__SHORT PROBLEM__
Transcribe the material word for word, but without the images.

__SUPPLIED MATERIAL__

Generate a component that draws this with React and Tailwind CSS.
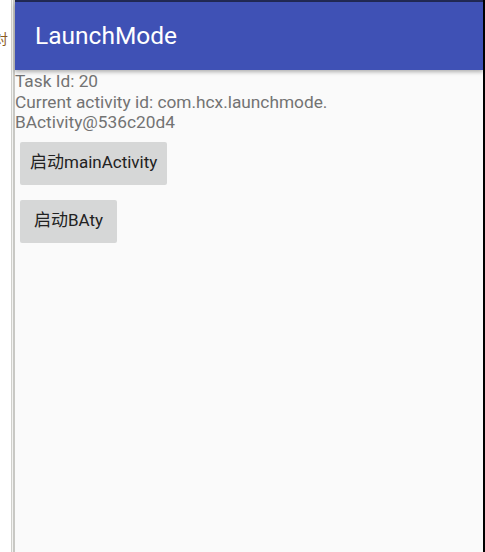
export default function App() {
  return (
    <div className="flex h-[552px] w-[485px] overflow-hidden bg-white" style={{ fontFamily: 'Roboto, "Noto Sans CJK SC", sans-serif' }}>
      <div className="relative h-full w-[11px] overflow-hidden bg-white">
        <span className="absolute left-[-6px] top-[30px] text-[14px] leading-[16px] text-[#8a5a1e]" style={{ fontFamily: '"Noto Sans CJK SC", sans-serif' }}>对</span>
      </div>
      <div className="h-full w-[1px] bg-[#cfcfcb]" />
      <div className="h-full w-[1px] bg-[#f2f2f0]" />
      <div className="h-full w-[2px] bg-[#c8c8c4]" />
      <div className="flex h-full flex-1 flex-col bg-[#fafafa]">
        <div className="h-[2px] bg-[#222a55]" />
        <div className="relative z-10 flex h-[68px] items-center bg-[#3f51b5] pl-[20px] shadow-[0_2px_4px_rgba(0,0,0,0.3)]">
          <span className="text-[24.5px] leading-[28px] text-white">LaunchMode</span>
        </div>
        <div className="flex flex-col pt-[1px] text-[17.3px] leading-[20.5px] text-[#737373]">
          <span>Task Id: 20</span>
          <span>Current activity id: com.hcx.launchmode.</span>
          <span>BActivity@536c20d4</span>
        </div>
        <div className="mt-[9px] flex flex-col items-start gap-[15px] pl-[5px]">
          <div className="flex h-[43px] items-center rounded-[2px] bg-[#d6d7d7] px-[10px] text-[17px] text-[#222]">启动mainActivity</div>
          <div className="flex h-[43px] items-center rounded-[2px] bg-[#d6d7d7] px-[14px] text-[17px] text-[#222]">启动BAty</div>
        </div>
      </div>
      <div className="h-full w-[2px] bg-black" />
    </div>
  );
}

__THE COMPLETED TASK__
Generate a component that draws this with React and Tailwind CSS.
export default function App() {
  return (
    <div className="flex h-[552px] w-[485px] overflow-hidden bg-white" style={{ fontFamily: 'Roboto, "Noto Sans CJK SC", sans-serif' }}>
      <div className="relative h-full w-[11px] overflow-hidden bg-white">
        <span className="absolute left-[-6px] top-[30px] text-[14px] leading-[16px] text-[#8a5a1e]" style={{ fontFamily: '"Noto Sans CJK SC", sans-serif' }}>对</span>
      </div>
      <div className="h-full w-[1px] bg-[#cfcfcb]" />
      <div className="h-full w-[1px] bg-[#f2f2f0]" />
      <div className="h-full w-[2px] bg-[#c8c8c4]" />
      <div className="flex h-full flex-1 flex-col bg-[#fafafa]">
        <div className="h-[2px] bg-[#222a55]" />
        <div className="relative z-10 flex h-[68px] items-center bg-[#3f51b5] pl-[20px] shadow-[0_2px_4px_rgba(0,0,0,0.3)]">
          <span className="text-[24.5px] leading-[28px] text-white">LaunchMode</span>
        </div>
        <div className="flex flex-col pt-[1px] text-[17.3px] leading-[20.5px] text-[#737373]">
          <span>Task Id: 20</span>
          <span>Current activity id: com.hcx.launchmode.</span>
          <span>BActivity@536c20d4</span>
        </div>
        <div className="mt-[9px] flex flex-col items-start gap-[15px] pl-[5px]">
          <div className="flex h-[43px] items-center rounded-[2px] bg-[#d6d7d7] px-[10px] text-[17px] text-[#222]">启动mainActivity</div>
          <div className="flex h-[43px] items-center rounded-[2px] bg-[#d6d7d7] px-[14px] text-[17px] text-[#222]">启动BAty</div>
        </div>
      </div>
      <div className="h-full w-[2px] bg-black" />
    </div>
  );
}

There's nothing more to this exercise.